→ **EXERCISE BRIEF**
Extract each line containing the string "this".

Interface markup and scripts
** Start **
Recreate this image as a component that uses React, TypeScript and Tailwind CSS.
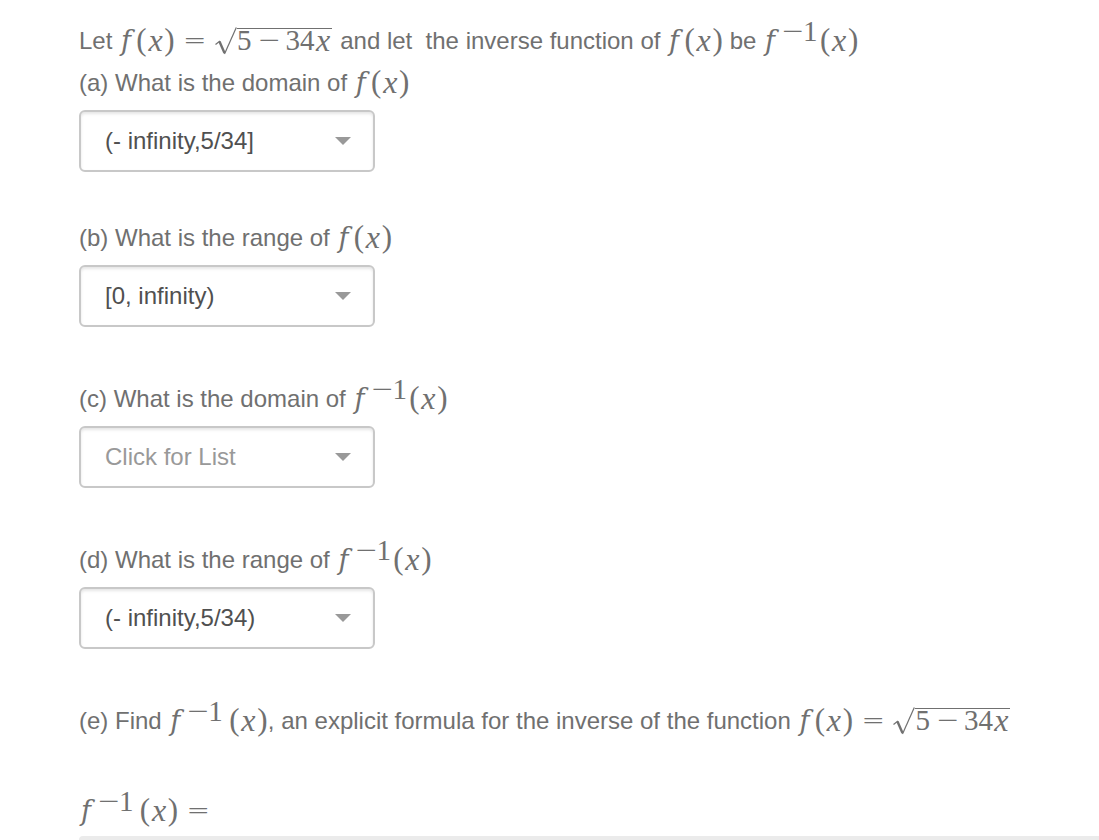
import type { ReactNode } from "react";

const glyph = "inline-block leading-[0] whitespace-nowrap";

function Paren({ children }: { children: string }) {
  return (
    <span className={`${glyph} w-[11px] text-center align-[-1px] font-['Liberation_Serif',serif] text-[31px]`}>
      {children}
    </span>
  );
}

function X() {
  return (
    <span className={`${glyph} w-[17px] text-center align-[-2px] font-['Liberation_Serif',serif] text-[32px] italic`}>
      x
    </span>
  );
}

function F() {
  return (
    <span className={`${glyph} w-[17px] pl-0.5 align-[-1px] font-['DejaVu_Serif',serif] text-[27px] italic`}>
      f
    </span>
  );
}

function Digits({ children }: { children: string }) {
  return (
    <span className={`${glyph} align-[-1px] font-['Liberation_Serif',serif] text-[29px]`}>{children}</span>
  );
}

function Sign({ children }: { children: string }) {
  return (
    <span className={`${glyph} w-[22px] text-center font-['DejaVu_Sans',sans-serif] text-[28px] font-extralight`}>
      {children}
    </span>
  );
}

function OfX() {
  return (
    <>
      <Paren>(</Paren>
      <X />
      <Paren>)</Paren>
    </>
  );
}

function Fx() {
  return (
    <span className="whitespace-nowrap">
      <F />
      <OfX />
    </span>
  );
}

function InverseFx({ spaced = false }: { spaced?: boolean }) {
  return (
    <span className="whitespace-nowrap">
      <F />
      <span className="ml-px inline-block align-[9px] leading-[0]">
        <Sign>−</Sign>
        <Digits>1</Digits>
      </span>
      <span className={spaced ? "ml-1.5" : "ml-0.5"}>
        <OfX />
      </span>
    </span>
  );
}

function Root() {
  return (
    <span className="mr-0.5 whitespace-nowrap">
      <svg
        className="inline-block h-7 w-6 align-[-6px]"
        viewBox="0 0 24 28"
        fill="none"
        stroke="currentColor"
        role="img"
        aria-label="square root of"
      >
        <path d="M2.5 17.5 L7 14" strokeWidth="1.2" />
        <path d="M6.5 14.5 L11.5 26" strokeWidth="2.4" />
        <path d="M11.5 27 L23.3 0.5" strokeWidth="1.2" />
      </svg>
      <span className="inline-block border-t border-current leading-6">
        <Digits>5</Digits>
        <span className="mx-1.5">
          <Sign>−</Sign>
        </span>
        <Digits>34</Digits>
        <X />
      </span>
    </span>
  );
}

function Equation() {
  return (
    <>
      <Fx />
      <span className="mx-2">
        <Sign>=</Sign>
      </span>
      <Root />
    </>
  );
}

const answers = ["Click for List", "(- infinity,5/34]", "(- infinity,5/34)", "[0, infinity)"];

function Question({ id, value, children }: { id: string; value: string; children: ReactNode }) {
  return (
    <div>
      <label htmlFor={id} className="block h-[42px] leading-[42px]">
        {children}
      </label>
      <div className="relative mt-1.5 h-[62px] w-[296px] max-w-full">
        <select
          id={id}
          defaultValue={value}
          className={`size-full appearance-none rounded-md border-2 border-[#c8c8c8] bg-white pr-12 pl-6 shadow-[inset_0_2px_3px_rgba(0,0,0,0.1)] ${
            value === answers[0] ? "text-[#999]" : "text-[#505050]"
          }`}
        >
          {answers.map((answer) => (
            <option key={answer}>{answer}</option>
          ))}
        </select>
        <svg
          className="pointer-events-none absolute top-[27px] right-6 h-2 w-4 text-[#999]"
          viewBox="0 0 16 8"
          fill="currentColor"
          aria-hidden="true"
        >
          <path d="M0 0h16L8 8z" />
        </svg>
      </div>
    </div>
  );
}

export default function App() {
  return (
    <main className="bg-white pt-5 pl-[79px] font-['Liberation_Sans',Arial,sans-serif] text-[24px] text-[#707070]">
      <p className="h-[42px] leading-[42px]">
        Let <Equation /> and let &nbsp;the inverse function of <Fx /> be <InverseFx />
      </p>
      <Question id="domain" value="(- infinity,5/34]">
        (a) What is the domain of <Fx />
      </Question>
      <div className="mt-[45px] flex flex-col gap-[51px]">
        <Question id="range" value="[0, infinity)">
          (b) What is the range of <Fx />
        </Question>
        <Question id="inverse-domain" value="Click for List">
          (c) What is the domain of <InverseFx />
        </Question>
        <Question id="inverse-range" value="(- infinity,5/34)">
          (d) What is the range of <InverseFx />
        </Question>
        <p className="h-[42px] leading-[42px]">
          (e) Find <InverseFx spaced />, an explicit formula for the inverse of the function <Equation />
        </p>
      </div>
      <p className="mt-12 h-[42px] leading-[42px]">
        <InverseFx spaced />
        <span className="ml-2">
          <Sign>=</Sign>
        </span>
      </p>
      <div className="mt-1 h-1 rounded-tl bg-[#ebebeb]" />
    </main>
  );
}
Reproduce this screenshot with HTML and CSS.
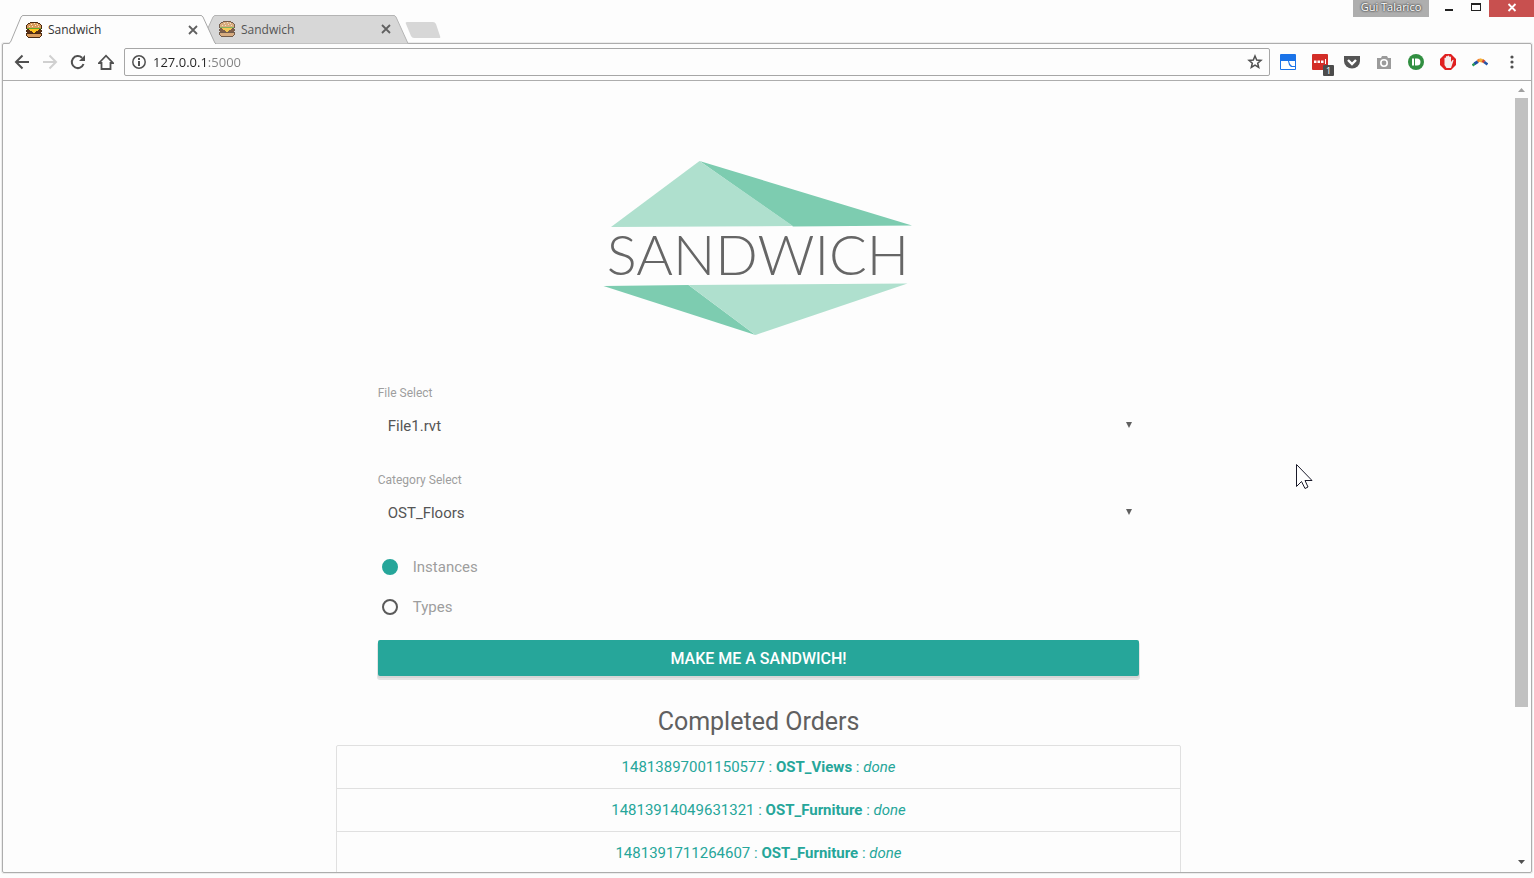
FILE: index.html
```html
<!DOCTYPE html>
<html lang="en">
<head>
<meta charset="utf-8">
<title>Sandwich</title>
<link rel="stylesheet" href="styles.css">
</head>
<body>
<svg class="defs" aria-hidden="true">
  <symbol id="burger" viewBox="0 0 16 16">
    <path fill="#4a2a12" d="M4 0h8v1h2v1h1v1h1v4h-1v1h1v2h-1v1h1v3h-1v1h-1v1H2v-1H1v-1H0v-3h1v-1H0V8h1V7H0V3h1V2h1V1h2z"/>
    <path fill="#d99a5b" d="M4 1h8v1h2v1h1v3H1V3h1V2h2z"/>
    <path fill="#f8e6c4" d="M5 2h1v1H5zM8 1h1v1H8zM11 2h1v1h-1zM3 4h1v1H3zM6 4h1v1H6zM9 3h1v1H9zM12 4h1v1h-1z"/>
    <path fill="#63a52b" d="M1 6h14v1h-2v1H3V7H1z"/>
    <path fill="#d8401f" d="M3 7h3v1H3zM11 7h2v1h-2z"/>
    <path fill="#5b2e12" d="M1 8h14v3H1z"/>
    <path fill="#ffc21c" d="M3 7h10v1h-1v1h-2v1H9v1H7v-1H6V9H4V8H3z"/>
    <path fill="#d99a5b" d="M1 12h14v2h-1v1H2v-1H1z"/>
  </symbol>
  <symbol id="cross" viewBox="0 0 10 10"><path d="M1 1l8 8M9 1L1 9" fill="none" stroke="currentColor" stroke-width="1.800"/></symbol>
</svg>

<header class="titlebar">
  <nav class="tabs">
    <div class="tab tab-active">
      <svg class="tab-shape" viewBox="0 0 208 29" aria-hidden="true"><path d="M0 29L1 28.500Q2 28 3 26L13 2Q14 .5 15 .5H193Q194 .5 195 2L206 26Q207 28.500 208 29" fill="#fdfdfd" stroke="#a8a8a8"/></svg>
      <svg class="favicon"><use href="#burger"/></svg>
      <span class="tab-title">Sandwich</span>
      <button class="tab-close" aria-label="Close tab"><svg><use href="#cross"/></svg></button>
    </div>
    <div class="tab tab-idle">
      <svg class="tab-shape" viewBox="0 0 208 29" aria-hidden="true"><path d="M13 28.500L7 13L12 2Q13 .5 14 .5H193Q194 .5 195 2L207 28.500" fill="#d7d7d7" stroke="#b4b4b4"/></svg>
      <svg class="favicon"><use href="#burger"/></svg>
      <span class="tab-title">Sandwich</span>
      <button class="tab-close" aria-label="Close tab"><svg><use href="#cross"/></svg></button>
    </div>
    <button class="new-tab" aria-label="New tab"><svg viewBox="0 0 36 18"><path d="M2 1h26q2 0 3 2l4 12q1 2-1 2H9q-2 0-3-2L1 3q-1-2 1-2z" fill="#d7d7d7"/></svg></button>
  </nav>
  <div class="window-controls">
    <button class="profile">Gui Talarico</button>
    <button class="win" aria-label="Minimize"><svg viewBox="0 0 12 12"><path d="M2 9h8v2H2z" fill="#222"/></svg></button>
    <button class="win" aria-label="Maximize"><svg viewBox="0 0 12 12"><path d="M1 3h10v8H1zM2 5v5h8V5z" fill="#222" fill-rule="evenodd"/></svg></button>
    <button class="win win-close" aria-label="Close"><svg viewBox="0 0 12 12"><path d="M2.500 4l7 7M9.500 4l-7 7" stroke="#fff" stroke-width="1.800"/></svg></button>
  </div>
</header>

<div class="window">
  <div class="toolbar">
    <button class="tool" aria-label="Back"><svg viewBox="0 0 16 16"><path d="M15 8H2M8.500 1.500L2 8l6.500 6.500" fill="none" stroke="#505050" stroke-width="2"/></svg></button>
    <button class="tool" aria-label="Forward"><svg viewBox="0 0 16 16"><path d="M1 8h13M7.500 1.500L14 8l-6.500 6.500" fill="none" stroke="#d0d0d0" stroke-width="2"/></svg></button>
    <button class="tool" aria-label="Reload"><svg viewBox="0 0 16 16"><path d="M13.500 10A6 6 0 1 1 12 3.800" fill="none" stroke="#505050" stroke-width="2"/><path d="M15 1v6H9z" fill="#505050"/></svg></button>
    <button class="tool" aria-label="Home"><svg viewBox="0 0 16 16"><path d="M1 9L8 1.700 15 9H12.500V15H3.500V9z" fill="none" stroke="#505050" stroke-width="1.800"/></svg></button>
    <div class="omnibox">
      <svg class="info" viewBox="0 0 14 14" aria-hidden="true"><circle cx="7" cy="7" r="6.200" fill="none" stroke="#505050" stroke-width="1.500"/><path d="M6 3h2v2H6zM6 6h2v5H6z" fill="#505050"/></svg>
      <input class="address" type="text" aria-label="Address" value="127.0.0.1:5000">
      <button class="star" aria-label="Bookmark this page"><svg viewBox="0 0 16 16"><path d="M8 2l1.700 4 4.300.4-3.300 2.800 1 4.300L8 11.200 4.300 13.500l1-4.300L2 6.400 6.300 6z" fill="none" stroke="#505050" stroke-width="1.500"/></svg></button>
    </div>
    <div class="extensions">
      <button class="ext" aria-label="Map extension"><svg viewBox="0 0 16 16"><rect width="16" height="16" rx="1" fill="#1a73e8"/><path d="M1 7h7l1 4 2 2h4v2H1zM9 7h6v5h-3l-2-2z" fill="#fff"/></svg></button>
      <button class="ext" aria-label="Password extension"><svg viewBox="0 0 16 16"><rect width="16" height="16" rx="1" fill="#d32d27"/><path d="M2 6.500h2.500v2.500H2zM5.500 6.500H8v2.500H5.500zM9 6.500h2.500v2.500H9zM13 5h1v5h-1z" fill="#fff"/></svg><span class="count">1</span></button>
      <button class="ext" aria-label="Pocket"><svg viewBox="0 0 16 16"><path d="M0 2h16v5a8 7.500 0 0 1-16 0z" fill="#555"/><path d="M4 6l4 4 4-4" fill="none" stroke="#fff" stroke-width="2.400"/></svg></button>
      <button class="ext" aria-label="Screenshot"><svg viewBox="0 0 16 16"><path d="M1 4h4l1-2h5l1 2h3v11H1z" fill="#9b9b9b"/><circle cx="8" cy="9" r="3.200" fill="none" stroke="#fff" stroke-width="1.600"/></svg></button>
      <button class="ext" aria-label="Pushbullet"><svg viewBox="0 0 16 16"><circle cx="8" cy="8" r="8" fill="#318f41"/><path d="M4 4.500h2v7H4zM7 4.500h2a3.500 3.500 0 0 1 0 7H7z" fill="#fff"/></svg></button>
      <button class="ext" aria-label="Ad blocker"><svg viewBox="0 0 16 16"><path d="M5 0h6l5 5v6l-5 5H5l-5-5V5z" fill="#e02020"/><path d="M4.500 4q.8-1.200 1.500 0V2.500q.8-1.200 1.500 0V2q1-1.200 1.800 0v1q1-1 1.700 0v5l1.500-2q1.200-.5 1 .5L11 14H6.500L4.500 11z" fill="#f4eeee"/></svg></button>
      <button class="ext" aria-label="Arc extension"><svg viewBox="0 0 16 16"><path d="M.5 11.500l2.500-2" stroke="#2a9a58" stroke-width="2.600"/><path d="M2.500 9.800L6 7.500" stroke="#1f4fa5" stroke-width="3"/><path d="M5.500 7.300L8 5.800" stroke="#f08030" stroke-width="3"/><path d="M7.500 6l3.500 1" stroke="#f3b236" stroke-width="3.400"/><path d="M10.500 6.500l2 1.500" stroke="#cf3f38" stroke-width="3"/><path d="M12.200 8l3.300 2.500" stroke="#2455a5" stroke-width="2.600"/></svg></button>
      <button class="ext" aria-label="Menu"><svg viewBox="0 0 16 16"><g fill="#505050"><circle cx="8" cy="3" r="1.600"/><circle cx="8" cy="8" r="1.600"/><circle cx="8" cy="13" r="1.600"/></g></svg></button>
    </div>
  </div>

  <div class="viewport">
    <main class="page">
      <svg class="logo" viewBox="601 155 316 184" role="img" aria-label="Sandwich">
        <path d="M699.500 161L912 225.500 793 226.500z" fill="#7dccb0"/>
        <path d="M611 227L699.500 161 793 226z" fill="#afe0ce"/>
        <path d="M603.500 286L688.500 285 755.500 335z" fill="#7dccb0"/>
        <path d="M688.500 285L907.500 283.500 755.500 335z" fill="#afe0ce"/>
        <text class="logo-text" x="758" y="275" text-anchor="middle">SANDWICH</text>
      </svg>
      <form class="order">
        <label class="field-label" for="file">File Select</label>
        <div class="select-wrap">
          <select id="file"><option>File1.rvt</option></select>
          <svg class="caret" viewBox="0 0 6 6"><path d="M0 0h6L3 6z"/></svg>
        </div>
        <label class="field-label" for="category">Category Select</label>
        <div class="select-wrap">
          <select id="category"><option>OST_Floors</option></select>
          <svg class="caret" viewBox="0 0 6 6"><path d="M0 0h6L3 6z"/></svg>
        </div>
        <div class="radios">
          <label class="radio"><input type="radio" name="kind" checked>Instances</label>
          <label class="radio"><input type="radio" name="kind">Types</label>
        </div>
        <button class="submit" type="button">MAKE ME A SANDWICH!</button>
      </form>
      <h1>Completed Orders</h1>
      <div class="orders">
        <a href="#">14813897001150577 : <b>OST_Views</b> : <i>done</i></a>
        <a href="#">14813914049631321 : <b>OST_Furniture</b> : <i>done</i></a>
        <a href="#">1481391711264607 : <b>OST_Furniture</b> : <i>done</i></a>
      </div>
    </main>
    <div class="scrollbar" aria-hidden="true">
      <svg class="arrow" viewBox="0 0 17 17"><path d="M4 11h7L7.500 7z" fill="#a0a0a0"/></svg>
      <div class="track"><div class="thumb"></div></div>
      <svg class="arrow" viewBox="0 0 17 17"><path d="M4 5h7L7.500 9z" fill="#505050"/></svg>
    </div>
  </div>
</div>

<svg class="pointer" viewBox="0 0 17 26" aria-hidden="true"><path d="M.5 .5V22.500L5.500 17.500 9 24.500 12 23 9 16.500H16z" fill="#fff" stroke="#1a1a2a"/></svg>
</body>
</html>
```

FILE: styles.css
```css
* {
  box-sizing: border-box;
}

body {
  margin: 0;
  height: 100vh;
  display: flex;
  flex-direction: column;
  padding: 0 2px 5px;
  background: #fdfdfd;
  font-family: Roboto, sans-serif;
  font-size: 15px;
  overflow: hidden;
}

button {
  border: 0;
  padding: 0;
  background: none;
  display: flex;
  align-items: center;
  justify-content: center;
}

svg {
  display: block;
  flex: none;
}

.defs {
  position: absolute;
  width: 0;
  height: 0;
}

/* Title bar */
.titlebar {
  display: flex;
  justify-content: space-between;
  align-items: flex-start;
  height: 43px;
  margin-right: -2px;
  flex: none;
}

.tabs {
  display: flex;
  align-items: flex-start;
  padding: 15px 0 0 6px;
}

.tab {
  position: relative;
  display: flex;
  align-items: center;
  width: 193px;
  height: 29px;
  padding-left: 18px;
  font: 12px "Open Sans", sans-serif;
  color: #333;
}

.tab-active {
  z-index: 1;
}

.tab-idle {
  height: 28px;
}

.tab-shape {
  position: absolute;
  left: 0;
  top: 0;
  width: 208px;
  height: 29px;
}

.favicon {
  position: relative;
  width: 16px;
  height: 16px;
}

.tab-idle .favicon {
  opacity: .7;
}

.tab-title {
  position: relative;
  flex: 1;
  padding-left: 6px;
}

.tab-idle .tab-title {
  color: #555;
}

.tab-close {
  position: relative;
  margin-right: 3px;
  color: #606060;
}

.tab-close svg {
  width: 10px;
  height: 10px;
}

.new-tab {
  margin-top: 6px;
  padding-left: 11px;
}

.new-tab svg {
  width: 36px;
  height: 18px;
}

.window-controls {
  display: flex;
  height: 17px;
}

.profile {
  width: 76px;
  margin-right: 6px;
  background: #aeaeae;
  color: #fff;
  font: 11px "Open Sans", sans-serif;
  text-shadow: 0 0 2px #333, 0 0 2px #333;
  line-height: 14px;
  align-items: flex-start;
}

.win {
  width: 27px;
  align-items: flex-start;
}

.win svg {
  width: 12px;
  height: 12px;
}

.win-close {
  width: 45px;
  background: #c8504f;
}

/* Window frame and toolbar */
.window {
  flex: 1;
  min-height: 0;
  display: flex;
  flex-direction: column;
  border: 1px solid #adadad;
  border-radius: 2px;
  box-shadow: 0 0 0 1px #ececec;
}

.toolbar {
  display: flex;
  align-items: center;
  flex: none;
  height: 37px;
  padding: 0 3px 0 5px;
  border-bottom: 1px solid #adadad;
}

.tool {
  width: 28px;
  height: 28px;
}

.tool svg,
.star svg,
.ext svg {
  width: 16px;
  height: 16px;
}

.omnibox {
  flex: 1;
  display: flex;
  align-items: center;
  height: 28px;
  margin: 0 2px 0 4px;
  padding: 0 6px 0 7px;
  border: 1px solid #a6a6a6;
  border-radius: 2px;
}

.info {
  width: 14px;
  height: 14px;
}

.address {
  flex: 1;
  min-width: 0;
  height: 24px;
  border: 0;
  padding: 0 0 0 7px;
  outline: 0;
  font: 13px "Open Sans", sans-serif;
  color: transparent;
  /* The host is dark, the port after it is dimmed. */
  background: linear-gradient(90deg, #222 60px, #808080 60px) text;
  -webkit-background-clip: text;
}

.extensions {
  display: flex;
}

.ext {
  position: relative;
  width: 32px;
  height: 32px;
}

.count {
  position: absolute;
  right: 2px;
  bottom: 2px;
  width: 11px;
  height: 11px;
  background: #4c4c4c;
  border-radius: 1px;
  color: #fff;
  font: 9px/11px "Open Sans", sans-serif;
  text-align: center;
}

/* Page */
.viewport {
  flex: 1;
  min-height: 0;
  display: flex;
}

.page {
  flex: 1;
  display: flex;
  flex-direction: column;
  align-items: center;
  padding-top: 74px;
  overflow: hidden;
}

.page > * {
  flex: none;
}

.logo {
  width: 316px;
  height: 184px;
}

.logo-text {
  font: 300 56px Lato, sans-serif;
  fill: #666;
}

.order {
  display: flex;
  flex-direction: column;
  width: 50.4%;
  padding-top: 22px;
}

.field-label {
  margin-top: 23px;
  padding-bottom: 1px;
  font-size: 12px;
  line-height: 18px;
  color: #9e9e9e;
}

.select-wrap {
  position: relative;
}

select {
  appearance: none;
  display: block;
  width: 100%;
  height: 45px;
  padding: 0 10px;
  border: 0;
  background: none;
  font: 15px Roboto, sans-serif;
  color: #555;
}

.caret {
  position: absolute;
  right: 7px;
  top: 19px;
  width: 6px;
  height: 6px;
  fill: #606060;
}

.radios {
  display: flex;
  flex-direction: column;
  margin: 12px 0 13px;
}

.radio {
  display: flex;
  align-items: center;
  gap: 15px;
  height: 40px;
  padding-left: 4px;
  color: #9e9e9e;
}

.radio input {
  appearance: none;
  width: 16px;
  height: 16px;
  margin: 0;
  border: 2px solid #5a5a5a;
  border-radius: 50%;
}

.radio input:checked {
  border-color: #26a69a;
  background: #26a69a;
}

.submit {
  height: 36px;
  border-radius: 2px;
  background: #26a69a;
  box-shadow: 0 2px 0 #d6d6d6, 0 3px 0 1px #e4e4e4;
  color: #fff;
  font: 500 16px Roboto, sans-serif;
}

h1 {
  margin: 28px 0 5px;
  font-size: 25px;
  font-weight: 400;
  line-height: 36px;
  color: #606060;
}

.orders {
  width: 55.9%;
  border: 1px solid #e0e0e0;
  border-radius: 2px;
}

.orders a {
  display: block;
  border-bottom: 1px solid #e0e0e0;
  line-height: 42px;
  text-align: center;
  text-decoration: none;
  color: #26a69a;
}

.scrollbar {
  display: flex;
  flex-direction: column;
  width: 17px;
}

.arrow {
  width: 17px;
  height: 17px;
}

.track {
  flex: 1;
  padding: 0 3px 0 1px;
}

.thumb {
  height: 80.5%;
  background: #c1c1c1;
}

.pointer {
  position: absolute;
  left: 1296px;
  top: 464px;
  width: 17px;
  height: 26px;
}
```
** End **
→ **TASK OUTPUT**
Recreate this image as a component that uses React, TypeScript and Tailwind CSS.
Reproduce this screenshot with HTML and CSS.
      <button class="star" aria-label="Bookmark this page"><svg viewBox="0 0 16 16"><path d="M8 2l1.700 4 4.300.4-3.300 2.800 1 4.300L8 11.200 4.300 13.500l1-4.300L2 6.400 6.300 6z" fill="none" stroke="#505050" stroke-width="1.500"/></svg></button>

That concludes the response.